(Items listed in a dataset)
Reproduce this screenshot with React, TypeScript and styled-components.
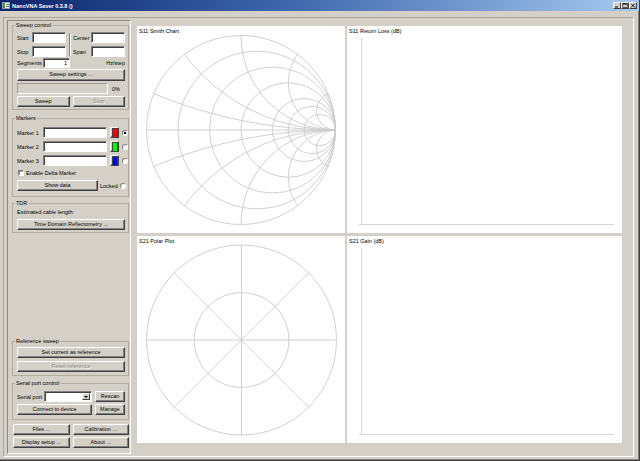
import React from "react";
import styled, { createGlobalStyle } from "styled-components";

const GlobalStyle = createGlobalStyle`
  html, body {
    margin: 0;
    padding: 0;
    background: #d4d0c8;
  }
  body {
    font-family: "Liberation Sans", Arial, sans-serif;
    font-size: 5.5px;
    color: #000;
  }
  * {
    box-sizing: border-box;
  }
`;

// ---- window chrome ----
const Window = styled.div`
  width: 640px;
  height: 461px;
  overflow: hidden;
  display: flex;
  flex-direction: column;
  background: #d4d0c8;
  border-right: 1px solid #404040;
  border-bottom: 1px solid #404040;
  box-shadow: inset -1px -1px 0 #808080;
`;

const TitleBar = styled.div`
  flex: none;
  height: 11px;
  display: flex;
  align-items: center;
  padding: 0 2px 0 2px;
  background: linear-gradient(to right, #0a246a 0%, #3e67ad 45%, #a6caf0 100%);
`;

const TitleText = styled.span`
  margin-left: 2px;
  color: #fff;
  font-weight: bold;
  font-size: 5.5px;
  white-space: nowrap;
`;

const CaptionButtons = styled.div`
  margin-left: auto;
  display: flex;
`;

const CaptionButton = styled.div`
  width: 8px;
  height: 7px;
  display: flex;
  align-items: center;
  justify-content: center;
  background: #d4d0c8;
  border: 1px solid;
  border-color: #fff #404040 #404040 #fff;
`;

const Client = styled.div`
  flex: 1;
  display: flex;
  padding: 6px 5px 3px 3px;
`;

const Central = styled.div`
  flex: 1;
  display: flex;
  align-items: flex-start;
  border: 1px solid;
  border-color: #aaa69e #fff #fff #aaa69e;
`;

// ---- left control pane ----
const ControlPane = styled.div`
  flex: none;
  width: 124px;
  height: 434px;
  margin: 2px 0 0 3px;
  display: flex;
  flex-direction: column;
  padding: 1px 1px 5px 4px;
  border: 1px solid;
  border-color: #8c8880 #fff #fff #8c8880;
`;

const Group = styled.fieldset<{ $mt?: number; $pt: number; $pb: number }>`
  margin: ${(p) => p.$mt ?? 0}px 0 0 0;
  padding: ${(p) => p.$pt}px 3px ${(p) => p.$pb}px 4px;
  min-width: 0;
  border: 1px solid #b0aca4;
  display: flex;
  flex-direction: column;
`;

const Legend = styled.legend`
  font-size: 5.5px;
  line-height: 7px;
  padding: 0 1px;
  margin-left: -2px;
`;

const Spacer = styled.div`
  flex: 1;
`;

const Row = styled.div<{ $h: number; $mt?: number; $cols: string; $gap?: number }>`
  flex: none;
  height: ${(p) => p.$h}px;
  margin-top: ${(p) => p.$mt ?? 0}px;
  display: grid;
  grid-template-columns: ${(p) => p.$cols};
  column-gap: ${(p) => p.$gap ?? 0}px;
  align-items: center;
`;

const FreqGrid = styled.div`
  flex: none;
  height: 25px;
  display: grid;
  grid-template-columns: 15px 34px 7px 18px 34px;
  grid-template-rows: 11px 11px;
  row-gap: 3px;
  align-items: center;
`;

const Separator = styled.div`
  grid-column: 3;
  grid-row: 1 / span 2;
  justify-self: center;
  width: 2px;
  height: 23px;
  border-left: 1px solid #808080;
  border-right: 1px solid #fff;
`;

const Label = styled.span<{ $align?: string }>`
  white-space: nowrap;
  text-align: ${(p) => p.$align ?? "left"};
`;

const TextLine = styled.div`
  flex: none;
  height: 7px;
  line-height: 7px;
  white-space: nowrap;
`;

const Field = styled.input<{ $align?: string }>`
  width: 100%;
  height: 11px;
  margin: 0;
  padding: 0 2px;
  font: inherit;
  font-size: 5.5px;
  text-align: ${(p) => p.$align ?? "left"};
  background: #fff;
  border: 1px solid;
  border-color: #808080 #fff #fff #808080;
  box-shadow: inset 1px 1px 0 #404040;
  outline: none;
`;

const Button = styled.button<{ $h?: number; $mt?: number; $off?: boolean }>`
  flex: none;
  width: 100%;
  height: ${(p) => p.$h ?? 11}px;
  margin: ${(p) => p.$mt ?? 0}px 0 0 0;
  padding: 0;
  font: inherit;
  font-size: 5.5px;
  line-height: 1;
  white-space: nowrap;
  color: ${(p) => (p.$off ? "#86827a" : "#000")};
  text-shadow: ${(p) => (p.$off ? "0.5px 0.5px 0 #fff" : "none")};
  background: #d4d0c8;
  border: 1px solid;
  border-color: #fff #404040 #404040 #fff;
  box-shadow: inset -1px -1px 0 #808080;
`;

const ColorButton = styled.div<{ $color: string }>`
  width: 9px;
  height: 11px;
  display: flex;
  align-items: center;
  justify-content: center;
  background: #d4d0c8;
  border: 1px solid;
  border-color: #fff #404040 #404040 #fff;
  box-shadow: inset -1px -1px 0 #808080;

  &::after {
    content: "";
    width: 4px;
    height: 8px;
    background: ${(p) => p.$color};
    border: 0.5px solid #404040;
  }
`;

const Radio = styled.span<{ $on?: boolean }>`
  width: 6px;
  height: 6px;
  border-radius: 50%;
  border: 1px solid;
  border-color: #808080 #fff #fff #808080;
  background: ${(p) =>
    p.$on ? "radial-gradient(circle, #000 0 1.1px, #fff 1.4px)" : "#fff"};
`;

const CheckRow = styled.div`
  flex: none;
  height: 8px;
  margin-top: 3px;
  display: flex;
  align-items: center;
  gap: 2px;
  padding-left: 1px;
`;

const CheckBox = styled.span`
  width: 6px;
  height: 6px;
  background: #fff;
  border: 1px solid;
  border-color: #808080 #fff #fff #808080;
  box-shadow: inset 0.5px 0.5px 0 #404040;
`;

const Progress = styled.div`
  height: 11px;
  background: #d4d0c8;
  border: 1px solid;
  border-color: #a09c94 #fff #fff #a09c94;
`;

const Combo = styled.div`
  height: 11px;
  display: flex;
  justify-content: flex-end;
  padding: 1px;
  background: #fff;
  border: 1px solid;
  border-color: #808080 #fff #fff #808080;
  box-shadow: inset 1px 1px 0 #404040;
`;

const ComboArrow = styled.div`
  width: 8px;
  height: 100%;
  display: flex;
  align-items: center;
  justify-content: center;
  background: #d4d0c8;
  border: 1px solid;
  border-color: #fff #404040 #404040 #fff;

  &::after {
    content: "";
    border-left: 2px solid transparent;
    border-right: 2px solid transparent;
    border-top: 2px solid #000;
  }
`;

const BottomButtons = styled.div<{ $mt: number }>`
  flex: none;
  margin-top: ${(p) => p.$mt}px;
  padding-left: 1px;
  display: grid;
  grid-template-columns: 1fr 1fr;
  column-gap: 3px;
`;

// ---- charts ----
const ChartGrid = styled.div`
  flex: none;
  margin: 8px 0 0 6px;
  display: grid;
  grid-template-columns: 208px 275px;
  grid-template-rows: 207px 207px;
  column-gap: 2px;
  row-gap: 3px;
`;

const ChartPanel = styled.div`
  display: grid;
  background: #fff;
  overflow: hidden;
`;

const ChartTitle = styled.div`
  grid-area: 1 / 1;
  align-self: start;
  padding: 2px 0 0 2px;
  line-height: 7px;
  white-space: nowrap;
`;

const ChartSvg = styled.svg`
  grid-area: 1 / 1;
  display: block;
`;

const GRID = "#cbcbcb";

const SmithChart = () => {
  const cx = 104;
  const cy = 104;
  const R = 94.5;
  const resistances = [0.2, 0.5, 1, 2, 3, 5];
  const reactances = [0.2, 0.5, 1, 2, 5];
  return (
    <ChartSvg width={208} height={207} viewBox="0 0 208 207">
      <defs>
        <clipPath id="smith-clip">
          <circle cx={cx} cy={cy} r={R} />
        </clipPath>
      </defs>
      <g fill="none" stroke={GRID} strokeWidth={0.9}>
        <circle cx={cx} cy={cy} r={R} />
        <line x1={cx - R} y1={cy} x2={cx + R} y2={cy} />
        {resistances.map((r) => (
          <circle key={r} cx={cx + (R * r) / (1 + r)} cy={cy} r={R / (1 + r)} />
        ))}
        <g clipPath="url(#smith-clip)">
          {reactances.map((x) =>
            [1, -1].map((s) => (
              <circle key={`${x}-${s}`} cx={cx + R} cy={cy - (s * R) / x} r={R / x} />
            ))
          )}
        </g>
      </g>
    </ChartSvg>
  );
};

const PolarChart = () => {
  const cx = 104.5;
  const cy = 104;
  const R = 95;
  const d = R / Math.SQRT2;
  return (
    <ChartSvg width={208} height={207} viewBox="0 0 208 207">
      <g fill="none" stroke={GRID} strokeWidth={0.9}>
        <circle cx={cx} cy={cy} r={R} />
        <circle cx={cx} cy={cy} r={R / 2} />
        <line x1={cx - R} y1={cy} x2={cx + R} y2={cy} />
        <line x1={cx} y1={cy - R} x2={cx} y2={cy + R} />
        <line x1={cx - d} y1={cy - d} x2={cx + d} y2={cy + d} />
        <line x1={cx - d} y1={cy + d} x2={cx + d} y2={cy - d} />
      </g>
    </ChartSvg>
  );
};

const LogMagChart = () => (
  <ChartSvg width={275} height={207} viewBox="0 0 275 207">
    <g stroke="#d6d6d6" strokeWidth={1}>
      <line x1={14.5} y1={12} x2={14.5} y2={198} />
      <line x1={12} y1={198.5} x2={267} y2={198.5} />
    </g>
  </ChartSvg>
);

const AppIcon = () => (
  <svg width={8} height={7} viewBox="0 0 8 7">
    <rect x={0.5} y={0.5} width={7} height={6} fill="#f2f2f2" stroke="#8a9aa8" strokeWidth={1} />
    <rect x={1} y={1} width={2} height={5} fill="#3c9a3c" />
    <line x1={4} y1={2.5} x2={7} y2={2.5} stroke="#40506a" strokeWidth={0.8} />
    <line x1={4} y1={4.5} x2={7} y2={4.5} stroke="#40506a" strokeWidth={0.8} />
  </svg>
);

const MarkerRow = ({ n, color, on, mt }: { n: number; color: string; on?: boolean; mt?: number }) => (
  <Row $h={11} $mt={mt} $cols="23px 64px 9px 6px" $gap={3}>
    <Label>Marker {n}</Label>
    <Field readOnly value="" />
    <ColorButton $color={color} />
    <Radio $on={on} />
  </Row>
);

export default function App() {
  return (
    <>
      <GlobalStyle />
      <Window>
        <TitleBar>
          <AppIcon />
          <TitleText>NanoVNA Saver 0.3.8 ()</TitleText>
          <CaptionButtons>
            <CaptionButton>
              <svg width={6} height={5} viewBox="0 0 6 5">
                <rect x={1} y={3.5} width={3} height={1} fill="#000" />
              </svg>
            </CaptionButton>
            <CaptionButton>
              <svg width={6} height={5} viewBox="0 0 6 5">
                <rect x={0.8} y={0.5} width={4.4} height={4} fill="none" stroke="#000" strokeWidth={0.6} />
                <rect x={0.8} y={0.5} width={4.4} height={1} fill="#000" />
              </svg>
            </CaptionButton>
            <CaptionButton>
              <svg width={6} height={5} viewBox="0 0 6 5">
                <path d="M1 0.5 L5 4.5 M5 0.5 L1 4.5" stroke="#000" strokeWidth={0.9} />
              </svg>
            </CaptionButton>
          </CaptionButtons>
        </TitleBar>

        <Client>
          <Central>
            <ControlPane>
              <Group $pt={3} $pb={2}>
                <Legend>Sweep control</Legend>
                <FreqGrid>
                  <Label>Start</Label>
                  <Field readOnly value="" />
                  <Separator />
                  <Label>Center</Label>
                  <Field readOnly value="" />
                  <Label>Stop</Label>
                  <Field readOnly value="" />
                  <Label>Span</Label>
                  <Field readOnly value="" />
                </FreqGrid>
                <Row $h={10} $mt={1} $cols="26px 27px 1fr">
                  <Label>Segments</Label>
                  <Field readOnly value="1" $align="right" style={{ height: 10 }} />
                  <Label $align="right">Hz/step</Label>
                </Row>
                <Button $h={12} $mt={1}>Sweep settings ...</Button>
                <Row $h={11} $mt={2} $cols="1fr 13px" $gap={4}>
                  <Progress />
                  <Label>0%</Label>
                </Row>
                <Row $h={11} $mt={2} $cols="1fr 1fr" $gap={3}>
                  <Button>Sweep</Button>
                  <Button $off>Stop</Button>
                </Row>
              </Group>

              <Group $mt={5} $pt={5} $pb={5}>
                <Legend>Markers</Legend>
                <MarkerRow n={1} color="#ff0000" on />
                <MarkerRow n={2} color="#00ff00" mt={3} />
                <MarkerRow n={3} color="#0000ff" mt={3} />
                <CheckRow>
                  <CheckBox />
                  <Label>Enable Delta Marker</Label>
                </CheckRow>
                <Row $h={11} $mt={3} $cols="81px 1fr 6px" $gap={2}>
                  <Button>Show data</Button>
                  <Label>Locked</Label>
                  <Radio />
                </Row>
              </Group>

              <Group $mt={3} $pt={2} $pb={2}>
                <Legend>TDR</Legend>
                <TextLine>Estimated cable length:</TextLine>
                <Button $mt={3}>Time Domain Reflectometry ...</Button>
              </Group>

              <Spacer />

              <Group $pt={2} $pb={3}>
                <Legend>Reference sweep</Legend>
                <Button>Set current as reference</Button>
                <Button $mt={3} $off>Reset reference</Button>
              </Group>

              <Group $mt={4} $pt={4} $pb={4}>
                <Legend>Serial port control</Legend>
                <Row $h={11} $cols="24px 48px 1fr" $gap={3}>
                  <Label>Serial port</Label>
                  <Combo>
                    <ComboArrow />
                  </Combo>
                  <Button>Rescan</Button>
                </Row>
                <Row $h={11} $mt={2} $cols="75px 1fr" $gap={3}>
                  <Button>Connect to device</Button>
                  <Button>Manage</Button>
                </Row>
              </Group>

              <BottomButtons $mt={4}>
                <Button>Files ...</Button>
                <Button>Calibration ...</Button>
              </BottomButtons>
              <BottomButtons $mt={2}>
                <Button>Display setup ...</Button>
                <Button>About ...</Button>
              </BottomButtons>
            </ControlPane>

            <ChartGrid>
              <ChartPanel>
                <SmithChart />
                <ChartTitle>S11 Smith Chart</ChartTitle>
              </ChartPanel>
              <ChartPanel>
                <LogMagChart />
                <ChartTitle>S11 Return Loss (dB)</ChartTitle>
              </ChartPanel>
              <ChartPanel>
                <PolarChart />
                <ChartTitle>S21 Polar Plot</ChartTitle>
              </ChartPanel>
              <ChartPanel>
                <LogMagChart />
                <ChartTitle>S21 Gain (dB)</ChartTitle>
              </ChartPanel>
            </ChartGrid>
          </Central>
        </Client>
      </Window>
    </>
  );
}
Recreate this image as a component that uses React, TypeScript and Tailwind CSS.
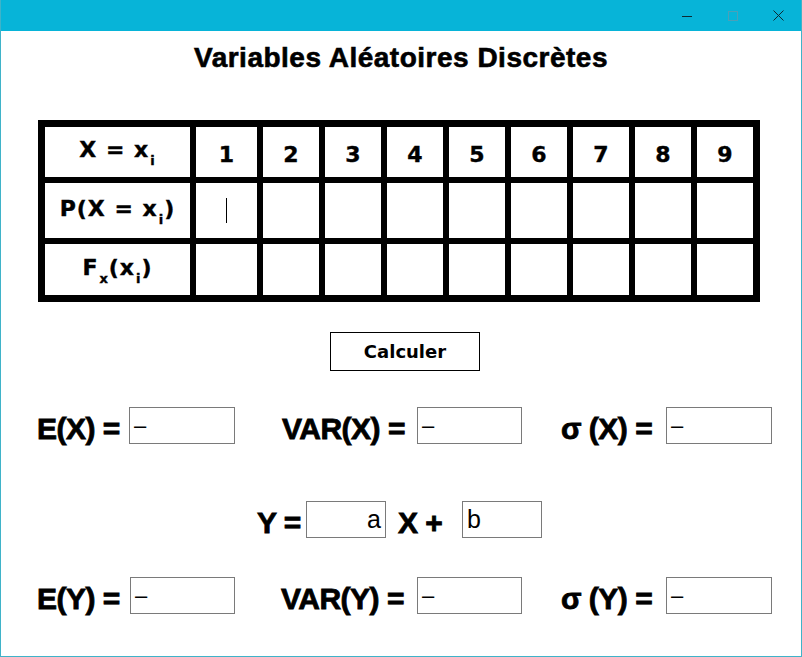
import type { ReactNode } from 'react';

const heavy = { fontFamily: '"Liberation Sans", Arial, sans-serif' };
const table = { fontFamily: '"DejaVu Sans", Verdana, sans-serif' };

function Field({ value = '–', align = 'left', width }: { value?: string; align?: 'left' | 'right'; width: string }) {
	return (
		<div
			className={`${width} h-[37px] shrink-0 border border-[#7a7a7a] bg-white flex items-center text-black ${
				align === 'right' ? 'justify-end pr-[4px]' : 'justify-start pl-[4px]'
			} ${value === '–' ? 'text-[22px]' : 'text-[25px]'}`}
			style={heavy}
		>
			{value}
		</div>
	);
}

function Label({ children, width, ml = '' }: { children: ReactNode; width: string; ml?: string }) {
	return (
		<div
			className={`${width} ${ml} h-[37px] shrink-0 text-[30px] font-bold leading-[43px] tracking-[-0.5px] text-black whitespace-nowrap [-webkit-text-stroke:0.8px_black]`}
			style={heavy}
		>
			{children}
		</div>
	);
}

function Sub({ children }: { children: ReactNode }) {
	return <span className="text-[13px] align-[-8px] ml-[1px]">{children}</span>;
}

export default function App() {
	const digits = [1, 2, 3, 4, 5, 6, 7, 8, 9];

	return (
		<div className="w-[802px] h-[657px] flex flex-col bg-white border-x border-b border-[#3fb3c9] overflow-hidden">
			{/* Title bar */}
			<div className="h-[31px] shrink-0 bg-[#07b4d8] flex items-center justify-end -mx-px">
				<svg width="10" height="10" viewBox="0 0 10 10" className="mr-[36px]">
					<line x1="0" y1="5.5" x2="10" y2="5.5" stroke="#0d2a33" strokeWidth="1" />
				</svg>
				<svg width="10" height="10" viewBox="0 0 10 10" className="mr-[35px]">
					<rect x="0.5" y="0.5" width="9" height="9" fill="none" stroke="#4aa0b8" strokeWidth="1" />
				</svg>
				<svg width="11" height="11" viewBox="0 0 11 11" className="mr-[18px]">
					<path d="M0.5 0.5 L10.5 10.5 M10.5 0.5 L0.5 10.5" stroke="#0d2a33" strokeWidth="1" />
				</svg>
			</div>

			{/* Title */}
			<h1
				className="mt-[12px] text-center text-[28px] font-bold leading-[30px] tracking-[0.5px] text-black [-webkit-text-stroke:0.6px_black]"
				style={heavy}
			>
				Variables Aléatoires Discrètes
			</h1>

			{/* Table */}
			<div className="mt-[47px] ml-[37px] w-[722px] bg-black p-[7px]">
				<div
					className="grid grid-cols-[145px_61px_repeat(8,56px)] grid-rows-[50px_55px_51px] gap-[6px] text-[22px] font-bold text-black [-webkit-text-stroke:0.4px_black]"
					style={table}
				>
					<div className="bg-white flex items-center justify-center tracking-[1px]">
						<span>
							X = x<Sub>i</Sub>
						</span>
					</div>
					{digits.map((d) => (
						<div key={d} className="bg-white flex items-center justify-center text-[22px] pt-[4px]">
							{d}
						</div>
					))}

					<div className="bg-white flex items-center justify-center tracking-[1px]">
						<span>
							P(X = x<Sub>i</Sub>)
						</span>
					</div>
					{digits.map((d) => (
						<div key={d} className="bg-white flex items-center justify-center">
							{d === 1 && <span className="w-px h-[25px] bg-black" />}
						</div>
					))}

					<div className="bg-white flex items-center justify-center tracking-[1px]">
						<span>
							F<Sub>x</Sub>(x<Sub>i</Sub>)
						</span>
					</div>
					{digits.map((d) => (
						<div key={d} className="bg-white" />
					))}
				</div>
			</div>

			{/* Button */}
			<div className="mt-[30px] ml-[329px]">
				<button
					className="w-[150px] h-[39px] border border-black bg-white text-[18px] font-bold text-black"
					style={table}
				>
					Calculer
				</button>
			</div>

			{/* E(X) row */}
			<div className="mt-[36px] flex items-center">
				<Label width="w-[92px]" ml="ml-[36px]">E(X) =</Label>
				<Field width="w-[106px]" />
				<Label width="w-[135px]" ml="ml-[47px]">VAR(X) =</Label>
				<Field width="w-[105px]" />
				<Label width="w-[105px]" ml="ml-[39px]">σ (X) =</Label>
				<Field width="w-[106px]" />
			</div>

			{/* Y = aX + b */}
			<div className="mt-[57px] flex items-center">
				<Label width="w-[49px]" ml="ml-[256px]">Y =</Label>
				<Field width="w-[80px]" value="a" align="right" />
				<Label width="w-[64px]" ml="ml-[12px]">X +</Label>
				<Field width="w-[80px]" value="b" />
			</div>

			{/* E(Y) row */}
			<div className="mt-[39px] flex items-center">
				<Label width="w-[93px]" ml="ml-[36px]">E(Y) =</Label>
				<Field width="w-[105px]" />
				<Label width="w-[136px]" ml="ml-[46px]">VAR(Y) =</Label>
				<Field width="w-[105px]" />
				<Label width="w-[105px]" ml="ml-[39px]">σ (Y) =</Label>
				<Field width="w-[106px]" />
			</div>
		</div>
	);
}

> Given problem:
Count every line of the records that holds "TypeScript". State the number, nothing else.

> Solution to this problem:
2